Notification Summary: Delay Instead of Delete
Notification Summary (Settings > Notifications > Scheduled Summary) bundles lower-priority notifications and delivers them at set times — say, 8am and 6pm — instead of interrupting throughout the day.
Apps you designate for the summary won't ping you in real time. Time-sensitive notifications from certain apps can still break through, depending on how the app is categorized and your settings.
This is a middle-ground option — useful when you want to stay informed without constant interruption, rather than silencing altogether.
Variables That Affect Your Approach 🔧
The right combination of these tools depends on factors specific to your setup:
- iOS version — Focus mode options and automation features vary across iOS 15, 16, and 17
- How many apps generate noise — one or two problem apps versus a general overload calls for different solutions
- Whether you need emergency calls to get through — emergency bypass settings and critical alerts operate outside normal silence rules
- iPhone model — iPhone 15 Pro introduced an Action Button that can be mapped to toggle Focus modes instantly
- How often your situation changes — a single schedule works for consistent routines; automation triggers work better for unpredictable days
Apple Watch wearers add another dimension: notifications can mirror to the watch independently, meaning silencing your iPhone doesn't necessarily silence your wrist.
The Layers Work Together — or Against Each Other
The most common source of confusion is expecting one setting to do everything.
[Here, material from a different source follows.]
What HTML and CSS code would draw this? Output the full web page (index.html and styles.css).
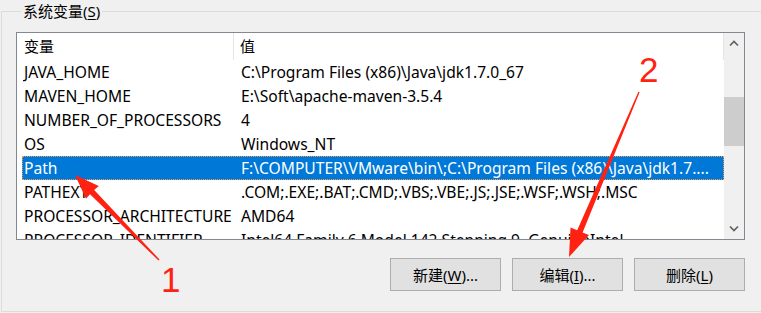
FILE: index.html
```html
<!DOCTYPE html>
<html>
<head>
<meta charset="utf-8">
<link rel="stylesheet" href="styles.css">
</head>
<body>
<div class="group">
  <div class="group-title">系统变量(<u>S</u>)</div>
  <div class="list">
    <div class="table">
      <div class="header">
        <div class="hcell c1">变量</div>
        <div class="hcell c2">值</div>
      </div>
      <div class="rows">
        <div class="row"><div class="cell c1">JAVA_HOME</div><div class="cell c2">C:\Program Files (x86)\Java\jdk1.7.0_67</div></div>
        <div class="row"><div class="cell c1">MAVEN_HOME</div><div class="cell c2">E:\Soft\apache-maven-3.5.4</div></div>
        <div class="row"><div class="cell c1">NUMBER_OF_PROCESSORS</div><div class="cell c2">4</div></div>
        <div class="row"><div class="cell c1">OS</div><div class="cell c2">Windows_NT</div></div>
        <div class="row selected"><div class="cell c1">Path</div><div class="cell c2">F:\COMPUTER\VMware\bin\;C:\Program Files (x86)\Java\jdk1.7....</div></div>
        <div class="row"><div class="cell c1">PATHEXT</div><div class="cell c2">.COM;.EXE;.BAT;.CMD;.VBS;.VBE;.JS;.JSE;.WSF;.WSH;.MSC</div></div>
        <div class="row"><div class="cell c1">PROCESSOR_ARCHITECTURE</div><div class="cell c2">AMD64</div></div>
        <div class="row"><div class="cell c1">PROCESSOR_IDENTIFIER</div><div class="cell c2">Intel64 Family 6 Model 142 Stepping 9, GenuineIntel</div></div>
      </div>
    </div>
    <div class="scrollbar">
      <div class="sb-btn">
        <svg width="10" height="6" viewBox="0 0 10 6"><path d="M1 5.5 L5 1.5 L9 5.5" fill="none" stroke="#606060" stroke-width="1.6"/></svg>
      </div>
      <div class="sb-track">
        <div class="sb-space-top"></div>
        <div class="sb-thumb"></div>
      </div>
      <div class="sb-btn">
        <svg width="10" height="6" viewBox="0 0 10 6"><path d="M1 0.5 L5 4.5 L9 0.5" fill="none" stroke="#606060" stroke-width="1.6"/></svg>
      </div>
    </div>
  </div>
  <div class="buttons">
    <div class="btn">新建(<u>W</u>)...</div>
    <div class="btn">编辑(<u>I</u>)...</div>
    <div class="btn">删除(<u>L</u>)</div>
  </div>
</div>

<svg class="annot" width="761" height="313" viewBox="0 0 761 313">
  <polygon fill="#ff2212" points="75,175 98.8,186 94.2,190 159.5,259.5 158.5,260.5 90,194.2 86,198.8"/>
  <polygon fill="#ff2212" points="569,257 570.5,227.5 577.2,230.2 638.4,91.7 639.6,92.3 582.6,232.4 589,235"/>
  <text class="num" x="161" y="292">1</text>
  <text class="num" x="639" y="82">2</text>
</svg>
</body>
</html>
```
FILE: styles.css
```css
* { box-sizing: border-box; }
html, body {
  margin: 0;
  padding: 0;
  background: #f0f0f0;
  width: 761px;
  height: 313px;
  overflow: hidden;
  font-family: "Noto Sans", "Noto Sans CJK SC", sans-serif;
  font-size: 15px;
  color: #000;
}
.group {
  margin: 11px 0 0 1px;
  width: 780px;
  height: 301px;
  border: 1px solid #dcdcdc;
  border-right: none;
  padding-left: 14px;
}
.group-title {
  margin: -10px 0 0 5px;
  width: fit-content;
  padding: 0 2px;
  background: #f0f0f0;
  line-height: 19px;
  height: 19px;
  white-space: nowrap;
}
.group-title u, .btn u { text-underline-offset: 2px; }
.list {
  margin-top: 11px;
  width: 729px;
  height: 208px;
  border: 1px solid #828790;
  background: #fff;
  display: flex;
  overflow: hidden;
}
.table {
  flex: 1;
  min-width: 0;
  overflow: hidden;
  font-size: 15.6px;
}
.header {
  display: flex;
  height: 27px;
  align-items: center;
}
.hcell {
  height: 27px;
  line-height: 27px;
  white-space: nowrap;
  font-size: 15px;
}
.hcell.c1 {
  width: 217px;
  padding-left: 7px;
  border-right: 1px solid #e5e5e5;
}
.hcell.c2 {
  flex: 1;
  padding-left: 6px;
  border-right: 1px solid #e5e5e5;
}
.row {
  display: flex;
  height: 24px;
  line-height: 22px;
  margin-left: 5px;
  border: 1px solid transparent;
  white-space: nowrap;
}
.row.selected {
  background: #0078d7;
  color: #fff;
  border: 1px dotted #f0a050;
}
.cell { overflow: hidden; }
.cell.c1 {
  width: 211px;
  flex: none;
  padding-left: 1px;
}
.cell.c2 {
  flex: 1;
  padding-left: 7px;
}
.scrollbar {
  width: 20px;
  flex: none;
  background: #f0f0f0;
  display: flex;
  flex-direction: column;
}
.sb-btn {
  height: 20px;
  display: flex;
  align-items: center;
  justify-content: center;
  flex: none;
}
.sb-track {
  flex: 1;
  display: flex;
  flex-direction: column;
}
.sb-space-top { height: 44px; }
.sb-thumb {
  height: 49px;
  background: #cdcdcd;
}
.buttons {
  width: 729px;
  margin-top: 18px;
  display: flex;
  justify-content: flex-end;
  gap: 11px;
}
.btn {
  width: 111px;
  height: 33px;
  background: #e1e1e1;
  border: 1px solid #adadad;
  display: flex;
  align-items: center;
  justify-content: center;
  white-space: nowrap;
}
.annot {
  position: absolute;
  top: 0;
  left: 0;
  pointer-events: none;
}
.num {
  font-family: "Liberation Sans", sans-serif;
  font-size: 35px;
  fill: #ff2212;
}
```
The silent switch, Focus modes, and per-app settings all coexist, and a notification can slip through if any layer allows it.
Someone who wants total quiet during meetings has different requirements than someone who just wants to stop Instagram from buzzing every hour. A parent who needs to be reachable by family while blocking everything else has a different configuration than a shift worker who needs silence during sleep hours and full access during work.
The mechanics are consistent across iPhones running current iOS — but which combination of controls actually matches your daily pattern is something only your own routine can answer.